Copy every entry word for word, but skip the pictures.

_INFORMATION SHOWN_
▽

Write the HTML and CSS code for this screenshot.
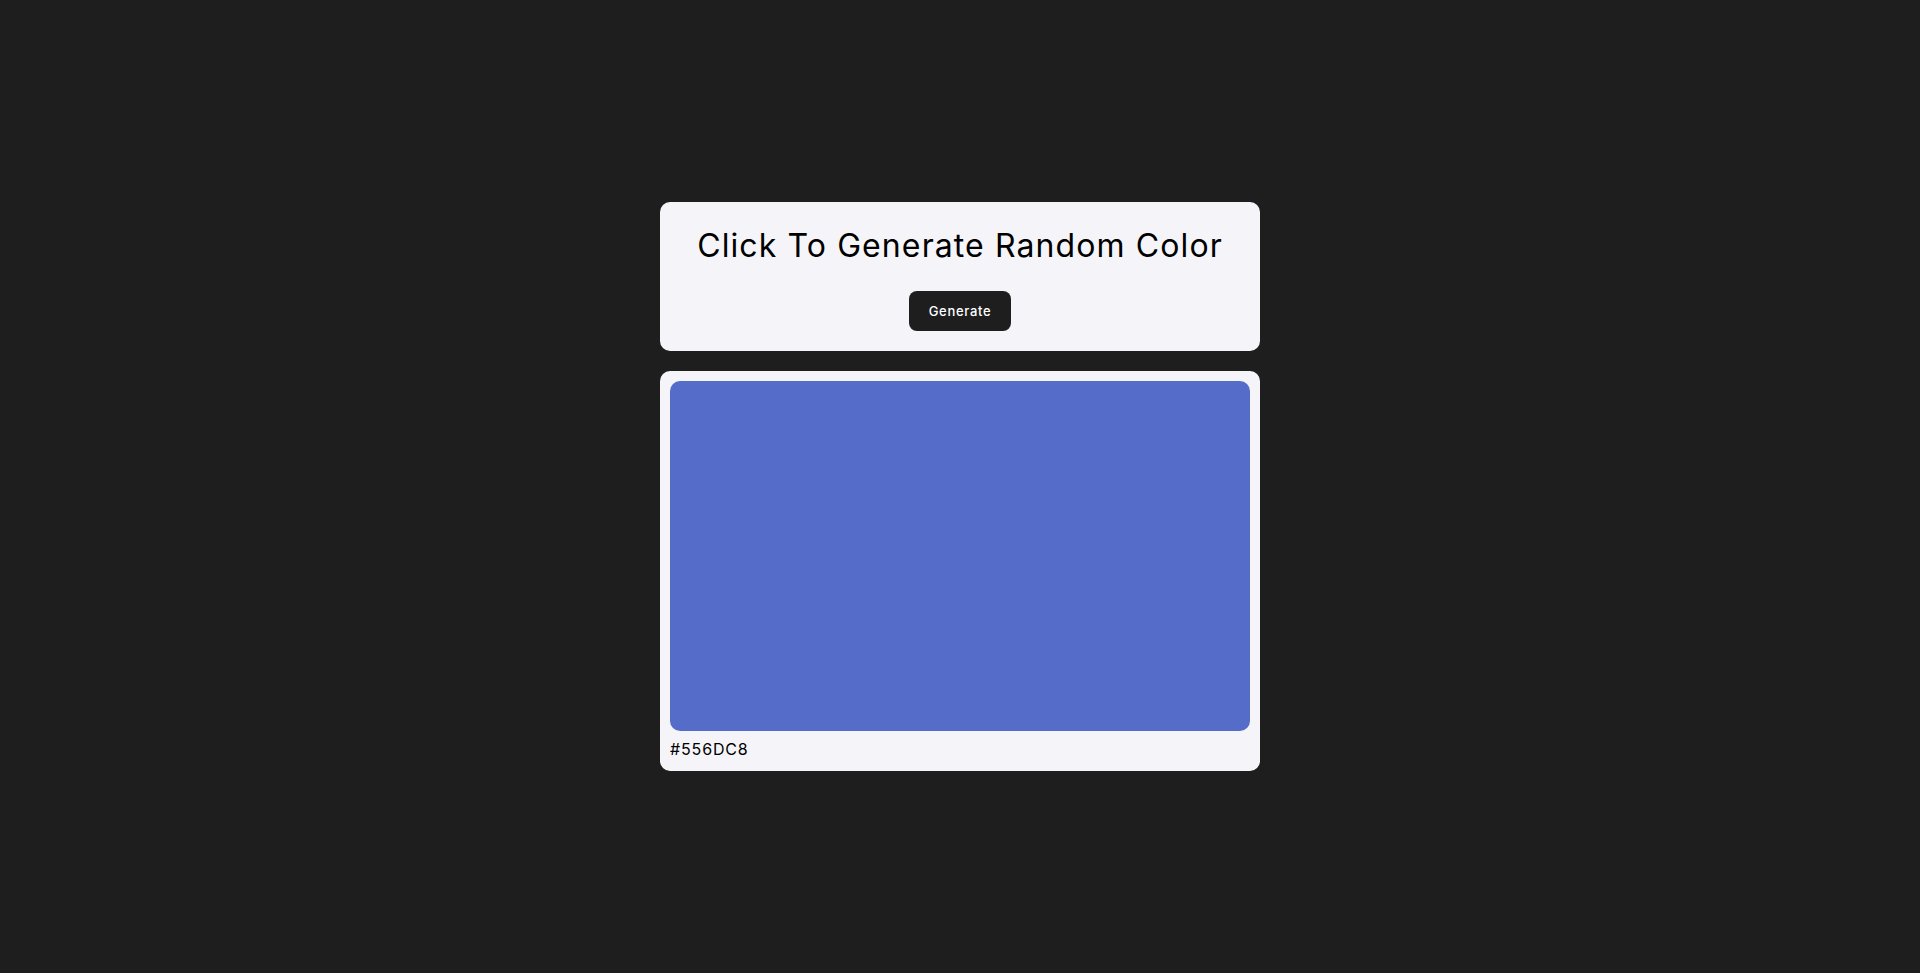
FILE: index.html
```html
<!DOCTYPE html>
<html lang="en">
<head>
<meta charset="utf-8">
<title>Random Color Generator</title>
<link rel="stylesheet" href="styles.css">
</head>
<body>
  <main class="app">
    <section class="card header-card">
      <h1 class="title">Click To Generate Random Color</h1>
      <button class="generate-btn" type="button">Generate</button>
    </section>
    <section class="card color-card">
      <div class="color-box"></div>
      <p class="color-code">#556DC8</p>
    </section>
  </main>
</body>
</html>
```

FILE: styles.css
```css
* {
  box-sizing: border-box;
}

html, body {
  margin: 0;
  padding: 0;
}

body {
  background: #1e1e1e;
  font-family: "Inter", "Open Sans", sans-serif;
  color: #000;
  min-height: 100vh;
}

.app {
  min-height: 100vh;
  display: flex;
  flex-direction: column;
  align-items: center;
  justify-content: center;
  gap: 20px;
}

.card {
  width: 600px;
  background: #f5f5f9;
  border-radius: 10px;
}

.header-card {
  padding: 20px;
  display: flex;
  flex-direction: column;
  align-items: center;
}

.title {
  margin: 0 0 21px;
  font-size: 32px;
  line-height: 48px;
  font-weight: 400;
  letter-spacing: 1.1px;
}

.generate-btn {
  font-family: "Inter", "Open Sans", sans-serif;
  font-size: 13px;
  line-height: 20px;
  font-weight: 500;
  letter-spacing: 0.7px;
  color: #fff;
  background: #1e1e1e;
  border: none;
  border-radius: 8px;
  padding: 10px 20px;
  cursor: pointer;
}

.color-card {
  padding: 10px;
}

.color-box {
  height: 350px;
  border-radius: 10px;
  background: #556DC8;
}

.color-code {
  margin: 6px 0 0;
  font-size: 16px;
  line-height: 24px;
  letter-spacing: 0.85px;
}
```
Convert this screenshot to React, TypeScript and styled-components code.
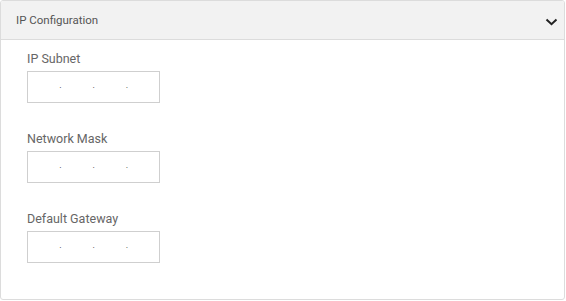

△

_RESPONSE_
Write the HTML and CSS code for this screenshot.
FILE: index.html
```html
<!DOCTYPE html>
<html lang="en">
<head>
<meta charset="utf-8">
<title>Random Color Generator</title>
<link rel="stylesheet" href="styles.css">
</head>
<body>
  <main class="app">
    <section class="card header-card">
      <h1 class="title">Click To Generate Random Color</h1>
      <button class="generate-btn" type="button">Generate</button>
    </section>
    <section class="card color-card">
      <div class="color-box"></div>
      <p class="color-code">#556DC8</p>
    </section>
  </main>
</body>
</html>
```

FILE: styles.css
```css
* {
  box-sizing: border-box;
}

html, body {
  margin: 0;
  padding: 0;
}

body {
  background: #1e1e1e;
  font-family: "Inter", "Open Sans", sans-serif;
  color: #000;
  min-height: 100vh;
}

.app {
  min-height: 100vh;
  display: flex;
  flex-direction: column;
  align-items: center;
  justify-content: center;
  gap: 20px;
}

.card {
  width: 600px;
  background: #f5f5f9;
  border-radius: 10px;
}

.header-card {
  padding: 20px;
  display: flex;
  flex-direction: column;
  align-items: center;
}

.title {
  margin: 0 0 21px;
  font-size: 32px;
  line-height: 48px;
  font-weight: 400;
  letter-spacing: 1.1px;
}

.generate-btn {
  font-family: "Inter", "Open Sans", sans-serif;
  font-size: 13px;
  line-height: 20px;
  font-weight: 500;
  letter-spacing: 0.7px;
  color: #fff;
  background: #1e1e1e;
  border: none;
  border-radius: 8px;
  padding: 10px 20px;
  cursor: pointer;
}

.color-card {
  padding: 10px;
}

.color-box {
  height: 350px;
  border-radius: 10px;
  background: #556DC8;
}

.color-code {
  margin: 6px 0 0;
  font-size: 16px;
  line-height: 24px;
  letter-spacing: 0.85px;
}
```
Convert this screenshot to React, TypeScript and styled-components code.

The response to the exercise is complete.